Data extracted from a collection
● ● ● ● ●

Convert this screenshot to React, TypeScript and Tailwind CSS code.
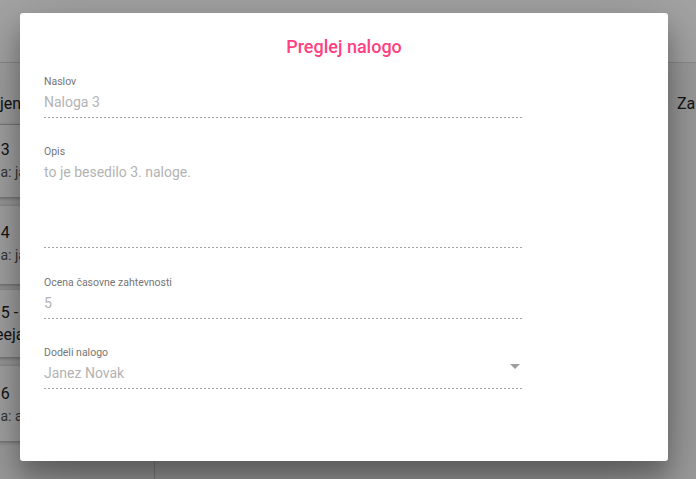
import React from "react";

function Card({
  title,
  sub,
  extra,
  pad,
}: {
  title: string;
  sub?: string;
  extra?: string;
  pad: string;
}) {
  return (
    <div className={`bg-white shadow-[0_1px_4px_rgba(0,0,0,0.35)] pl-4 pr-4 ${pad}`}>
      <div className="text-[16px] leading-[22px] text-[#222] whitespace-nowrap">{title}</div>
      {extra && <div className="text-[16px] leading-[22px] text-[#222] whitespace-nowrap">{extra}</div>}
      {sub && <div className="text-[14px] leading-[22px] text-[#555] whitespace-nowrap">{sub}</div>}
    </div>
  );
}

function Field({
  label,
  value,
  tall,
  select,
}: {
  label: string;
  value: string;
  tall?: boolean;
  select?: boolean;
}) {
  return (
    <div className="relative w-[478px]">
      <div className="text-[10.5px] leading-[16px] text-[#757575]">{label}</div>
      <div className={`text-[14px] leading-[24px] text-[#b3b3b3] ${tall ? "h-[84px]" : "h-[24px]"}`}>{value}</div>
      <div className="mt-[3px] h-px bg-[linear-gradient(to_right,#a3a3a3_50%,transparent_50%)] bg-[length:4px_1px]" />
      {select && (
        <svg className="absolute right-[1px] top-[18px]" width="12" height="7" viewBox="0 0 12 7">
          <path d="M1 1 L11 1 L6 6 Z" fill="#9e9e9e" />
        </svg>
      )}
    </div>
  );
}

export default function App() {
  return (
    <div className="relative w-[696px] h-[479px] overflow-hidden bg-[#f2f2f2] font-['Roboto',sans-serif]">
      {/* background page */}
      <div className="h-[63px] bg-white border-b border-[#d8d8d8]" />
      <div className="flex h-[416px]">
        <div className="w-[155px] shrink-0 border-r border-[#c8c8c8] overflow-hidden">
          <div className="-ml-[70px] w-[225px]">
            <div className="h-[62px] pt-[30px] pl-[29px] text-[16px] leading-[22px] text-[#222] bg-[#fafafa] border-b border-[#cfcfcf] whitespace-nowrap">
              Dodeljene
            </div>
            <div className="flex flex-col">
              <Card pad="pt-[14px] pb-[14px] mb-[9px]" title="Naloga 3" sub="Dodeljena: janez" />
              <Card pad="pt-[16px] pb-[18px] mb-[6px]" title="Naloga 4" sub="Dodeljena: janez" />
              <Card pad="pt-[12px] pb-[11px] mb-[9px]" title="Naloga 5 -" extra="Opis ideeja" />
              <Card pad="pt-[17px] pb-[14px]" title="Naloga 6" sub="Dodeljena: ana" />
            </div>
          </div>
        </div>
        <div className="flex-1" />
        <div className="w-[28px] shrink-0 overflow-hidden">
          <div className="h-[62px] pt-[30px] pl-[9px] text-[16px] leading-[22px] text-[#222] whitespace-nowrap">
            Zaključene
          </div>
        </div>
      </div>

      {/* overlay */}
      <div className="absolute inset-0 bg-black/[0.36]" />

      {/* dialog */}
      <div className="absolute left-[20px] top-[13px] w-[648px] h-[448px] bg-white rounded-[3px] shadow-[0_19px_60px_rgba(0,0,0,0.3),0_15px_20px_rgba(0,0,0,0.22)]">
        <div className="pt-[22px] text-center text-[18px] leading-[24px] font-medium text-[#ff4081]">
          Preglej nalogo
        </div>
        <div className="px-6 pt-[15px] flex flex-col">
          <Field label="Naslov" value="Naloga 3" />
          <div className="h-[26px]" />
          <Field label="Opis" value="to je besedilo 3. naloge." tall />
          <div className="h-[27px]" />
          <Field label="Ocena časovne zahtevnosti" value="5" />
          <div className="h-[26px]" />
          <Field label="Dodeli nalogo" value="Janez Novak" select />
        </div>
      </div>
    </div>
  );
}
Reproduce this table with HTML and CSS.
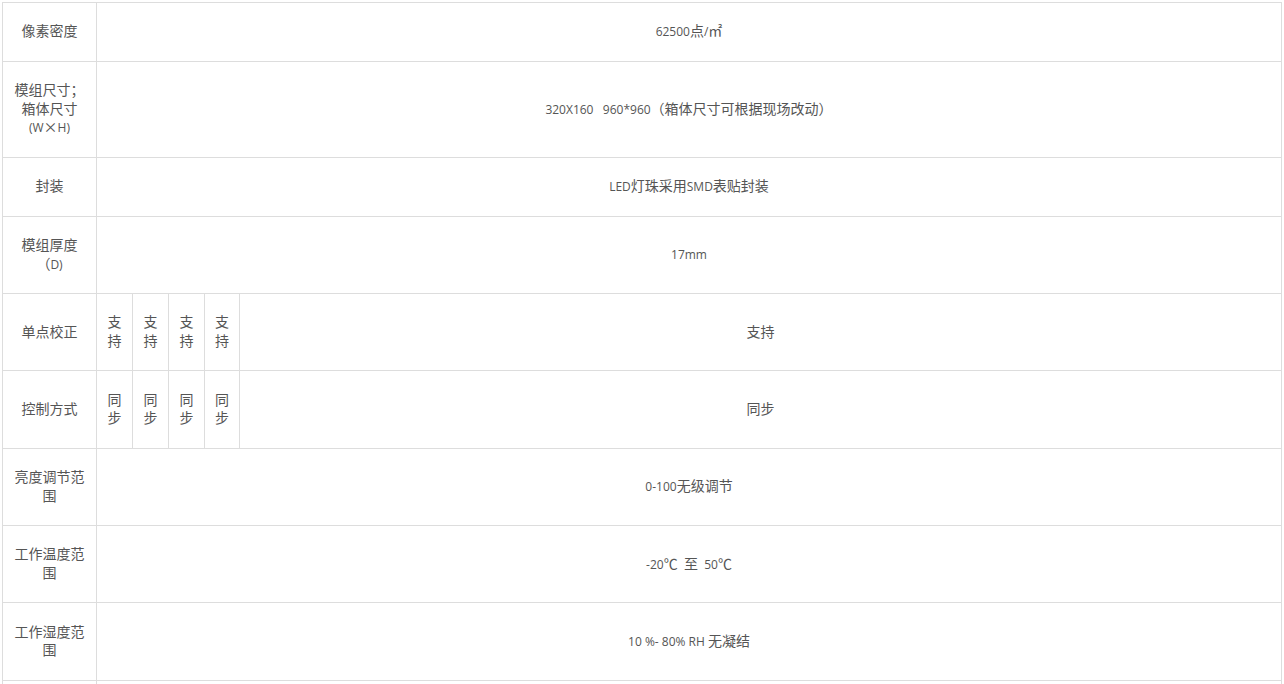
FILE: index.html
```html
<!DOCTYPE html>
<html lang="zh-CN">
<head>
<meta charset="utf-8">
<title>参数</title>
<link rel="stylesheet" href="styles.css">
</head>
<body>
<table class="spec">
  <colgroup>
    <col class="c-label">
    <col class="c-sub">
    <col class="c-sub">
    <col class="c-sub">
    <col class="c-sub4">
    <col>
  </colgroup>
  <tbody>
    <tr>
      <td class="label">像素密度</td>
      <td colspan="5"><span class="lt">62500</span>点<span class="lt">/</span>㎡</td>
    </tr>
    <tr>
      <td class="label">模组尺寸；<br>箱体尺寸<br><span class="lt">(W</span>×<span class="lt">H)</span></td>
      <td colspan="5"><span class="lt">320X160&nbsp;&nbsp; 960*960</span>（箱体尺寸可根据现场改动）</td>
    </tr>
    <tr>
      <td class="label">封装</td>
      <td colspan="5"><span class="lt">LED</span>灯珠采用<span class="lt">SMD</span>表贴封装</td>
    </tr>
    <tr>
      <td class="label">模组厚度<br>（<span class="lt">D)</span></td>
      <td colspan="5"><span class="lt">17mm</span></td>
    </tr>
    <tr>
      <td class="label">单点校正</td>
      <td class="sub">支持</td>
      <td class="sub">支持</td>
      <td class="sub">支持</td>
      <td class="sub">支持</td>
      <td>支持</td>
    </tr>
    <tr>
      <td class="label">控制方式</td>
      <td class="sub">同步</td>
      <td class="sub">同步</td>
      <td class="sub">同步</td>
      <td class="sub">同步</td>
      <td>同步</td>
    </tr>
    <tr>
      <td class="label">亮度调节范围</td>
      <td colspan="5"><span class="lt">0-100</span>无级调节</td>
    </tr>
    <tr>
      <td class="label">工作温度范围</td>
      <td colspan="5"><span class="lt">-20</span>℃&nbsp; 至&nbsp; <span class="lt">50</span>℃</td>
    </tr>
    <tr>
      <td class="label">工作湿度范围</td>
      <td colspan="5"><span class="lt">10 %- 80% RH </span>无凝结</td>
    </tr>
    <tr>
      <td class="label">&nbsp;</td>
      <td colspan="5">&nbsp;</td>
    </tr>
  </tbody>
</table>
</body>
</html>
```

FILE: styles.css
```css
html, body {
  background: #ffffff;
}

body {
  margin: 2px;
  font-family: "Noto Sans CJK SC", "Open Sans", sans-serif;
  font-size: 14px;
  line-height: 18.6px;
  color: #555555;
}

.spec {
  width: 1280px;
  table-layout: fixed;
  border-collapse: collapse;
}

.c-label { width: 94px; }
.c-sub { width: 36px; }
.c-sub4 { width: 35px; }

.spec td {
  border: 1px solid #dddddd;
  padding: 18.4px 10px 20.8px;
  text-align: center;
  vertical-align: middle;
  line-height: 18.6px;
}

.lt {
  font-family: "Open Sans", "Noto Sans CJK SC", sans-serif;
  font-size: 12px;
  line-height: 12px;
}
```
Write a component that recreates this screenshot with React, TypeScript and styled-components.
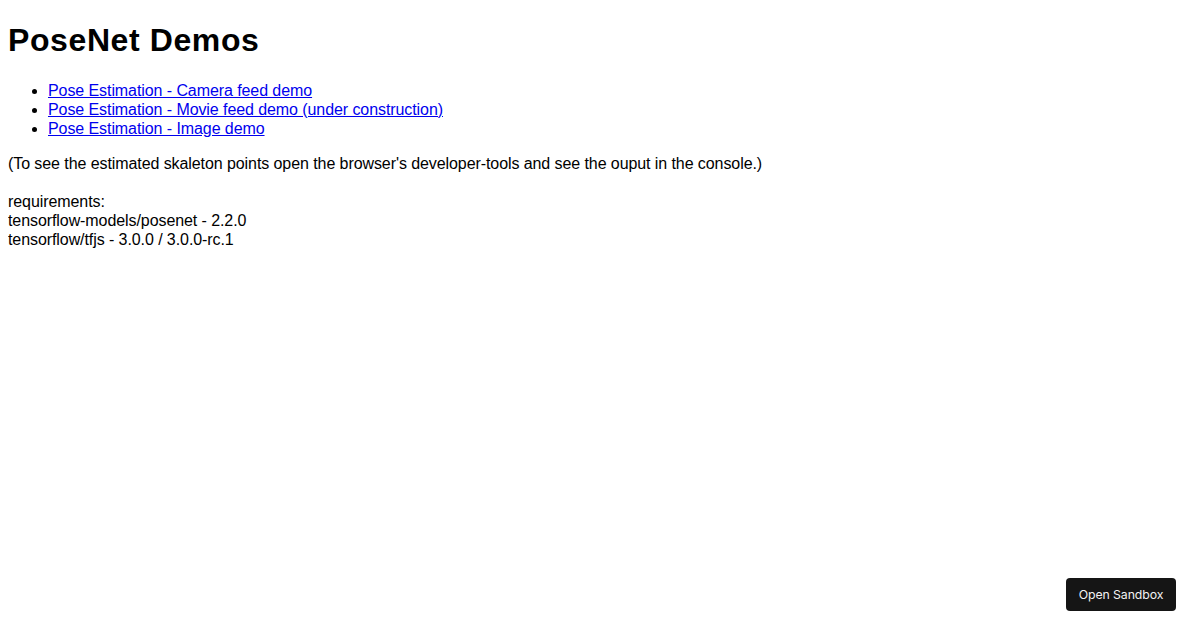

● ● ● ● ●

* Work instructions *
Transcribe every line in the entries above, taking out only the images.

* Solution to the exercise *
Convert this screenshot to React, TypeScript and Tailwind CSS code.
import React from "react";

function Card({
  title,
  sub,
  extra,
  pad,
}: {
  title: string;
  sub?: string;
  extra?: string;
  pad: string;
}) {
  return (
    <div className={`bg-white shadow-[0_1px_4px_rgba(0,0,0,0.35)] pl-4 pr-4 ${pad}`}>
      <div className="text-[16px] leading-[22px] text-[#222] whitespace-nowrap">{title}</div>
      {extra && <div className="text-[16px] leading-[22px] text-[#222] whitespace-nowrap">{extra}</div>}
      {sub && <div className="text-[14px] leading-[22px] text-[#555] whitespace-nowrap">{sub}</div>}
    </div>
  );
}

function Field({
  label,
  value,
  tall,
  select,
}: {
  label: string;
  value: string;
  tall?: boolean;
  select?: boolean;
}) {
  return (
    <div className="relative w-[478px]">
      <div className="text-[10.5px] leading-[16px] text-[#757575]">{label}</div>
      <div className={`text-[14px] leading-[24px] text-[#b3b3b3] ${tall ? "h-[84px]" : "h-[24px]"}`}>{value}</div>
      <div className="mt-[3px] h-px bg-[linear-gradient(to_right,#a3a3a3_50%,transparent_50%)] bg-[length:4px_1px]" />
      {select && (
        <svg className="absolute right-[1px] top-[18px]" width="12" height="7" viewBox="0 0 12 7">
          <path d="M1 1 L11 1 L6 6 Z" fill="#9e9e9e" />
        </svg>
      )}
    </div>
  );
}

export default function App() {
  return (
    <div className="relative w-[696px] h-[479px] overflow-hidden bg-[#f2f2f2] font-['Roboto',sans-serif]">
      {/* background page */}
      <div className="h-[63px] bg-white border-b border-[#d8d8d8]" />
      <div className="flex h-[416px]">
        <div className="w-[155px] shrink-0 border-r border-[#c8c8c8] overflow-hidden">
          <div className="-ml-[70px] w-[225px]">
            <div className="h-[62px] pt-[30px] pl-[29px] text-[16px] leading-[22px] text-[#222] bg-[#fafafa] border-b border-[#cfcfcf] whitespace-nowrap">
              Dodeljene
            </div>
            <div className="flex flex-col">
              <Card pad="pt-[14px] pb-[14px] mb-[9px]" title="Naloga 3" sub="Dodeljena: janez" />
              <Card pad="pt-[16px] pb-[18px] mb-[6px]" title="Naloga 4" sub="Dodeljena: janez" />
              <Card pad="pt-[12px] pb-[11px] mb-[9px]" title="Naloga 5 -" extra="Opis ideeja" />
              <Card pad="pt-[17px] pb-[14px]" title="Naloga 6" sub="Dodeljena: ana" />
            </div>
          </div>
        </div>
        <div className="flex-1" />
        <div className="w-[28px] shrink-0 overflow-hidden">
          <div className="h-[62px] pt-[30px] pl-[9px] text-[16px] leading-[22px] text-[#222] whitespace-nowrap">
            Zaključene
          </div>
        </div>
      </div>

      {/* overlay */}
      <div className="absolute inset-0 bg-black/[0.36]" />

      {/* dialog */}
      <div className="absolute left-[20px] top-[13px] w-[648px] h-[448px] bg-white rounded-[3px] shadow-[0_19px_60px_rgba(0,0,0,0.3),0_15px_20px_rgba(0,0,0,0.22)]">
        <div className="pt-[22px] text-center text-[18px] leading-[24px] font-medium text-[#ff4081]">
          Preglej nalogo
        </div>
        <div className="px-6 pt-[15px] flex flex-col">
          <Field label="Naslov" value="Naloga 3" />
          <div className="h-[26px]" />
          <Field label="Opis" value="to je besedilo 3. naloge." tall />
          <div className="h-[27px]" />
          <Field label="Ocena časovne zahtevnosti" value="5" />
          <div className="h-[26px]" />
          <Field label="Dodeli nalogo" value="Janez Novak" select />
        </div>
      </div>
    </div>
  );
}
Reproduce this table with HTML and CSS.
FILE: index.html
```html
<!DOCTYPE html>
<html lang="zh-CN">
<head>
<meta charset="utf-8">
<title>参数</title>
<link rel="stylesheet" href="styles.css">
</head>
<body>
<table class="spec">
  <colgroup>
    <col class="c-label">
    <col class="c-sub">
    <col class="c-sub">
    <col class="c-sub">
    <col class="c-sub4">
    <col>
  </colgroup>
  <tbody>
    <tr>
      <td class="label">像素密度</td>
      <td colspan="5"><span class="lt">62500</span>点<span class="lt">/</span>㎡</td>
    </tr>
    <tr>
      <td class="label">模组尺寸；<br>箱体尺寸<br><span class="lt">(W</span>×<span class="lt">H)</span></td>
      <td colspan="5"><span class="lt">320X160&nbsp;&nbsp; 960*960</span>（箱体尺寸可根据现场改动）</td>
    </tr>
    <tr>
      <td class="label">封装</td>
      <td colspan="5"><span class="lt">LED</span>灯珠采用<span class="lt">SMD</span>表贴封装</td>
    </tr>
    <tr>
      <td class="label">模组厚度<br>（<span class="lt">D)</span></td>
      <td colspan="5"><span class="lt">17mm</span></td>
    </tr>
    <tr>
      <td class="label">单点校正</td>
      <td class="sub">支持</td>
      <td class="sub">支持</td>
      <td class="sub">支持</td>
      <td class="sub">支持</td>
      <td>支持</td>
    </tr>
    <tr>
      <td class="label">控制方式</td>
      <td class="sub">同步</td>
      <td class="sub">同步</td>
      <td class="sub">同步</td>
      <td class="sub">同步</td>
      <td>同步</td>
    </tr>
    <tr>
      <td class="label">亮度调节范围</td>
      <td colspan="5"><span class="lt">0-100</span>无级调节</td>
    </tr>
    <tr>
      <td class="label">工作温度范围</td>
      <td colspan="5"><span class="lt">-20</span>℃&nbsp; 至&nbsp; <span class="lt">50</span>℃</td>
    </tr>
    <tr>
      <td class="label">工作湿度范围</td>
      <td colspan="5"><span class="lt">10 %- 80% RH </span>无凝结</td>
    </tr>
    <tr>
      <td class="label">&nbsp;</td>
      <td colspan="5">&nbsp;</td>
    </tr>
  </tbody>
</table>
</body>
</html>
```

FILE: styles.css
```css
html, body {
  background: #ffffff;
}

body {
  margin: 2px;
  font-family: "Noto Sans CJK SC", "Open Sans", sans-serif;
  font-size: 14px;
  line-height: 18.6px;
  color: #555555;
}

.spec {
  width: 1280px;
  table-layout: fixed;
  border-collapse: collapse;
}

.c-label { width: 94px; }
.c-sub { width: 36px; }
.c-sub4 { width: 35px; }

.spec td {
  border: 1px solid #dddddd;
  padding: 18.4px 10px 20.8px;
  text-align: center;
  vertical-align: middle;
  line-height: 18.6px;
}

.lt {
  font-family: "Open Sans", "Noto Sans CJK SC", sans-serif;
  font-size: 12px;
  line-height: 12px;
}
```
Write a component that recreates this screenshot with React, TypeScript and styled-components.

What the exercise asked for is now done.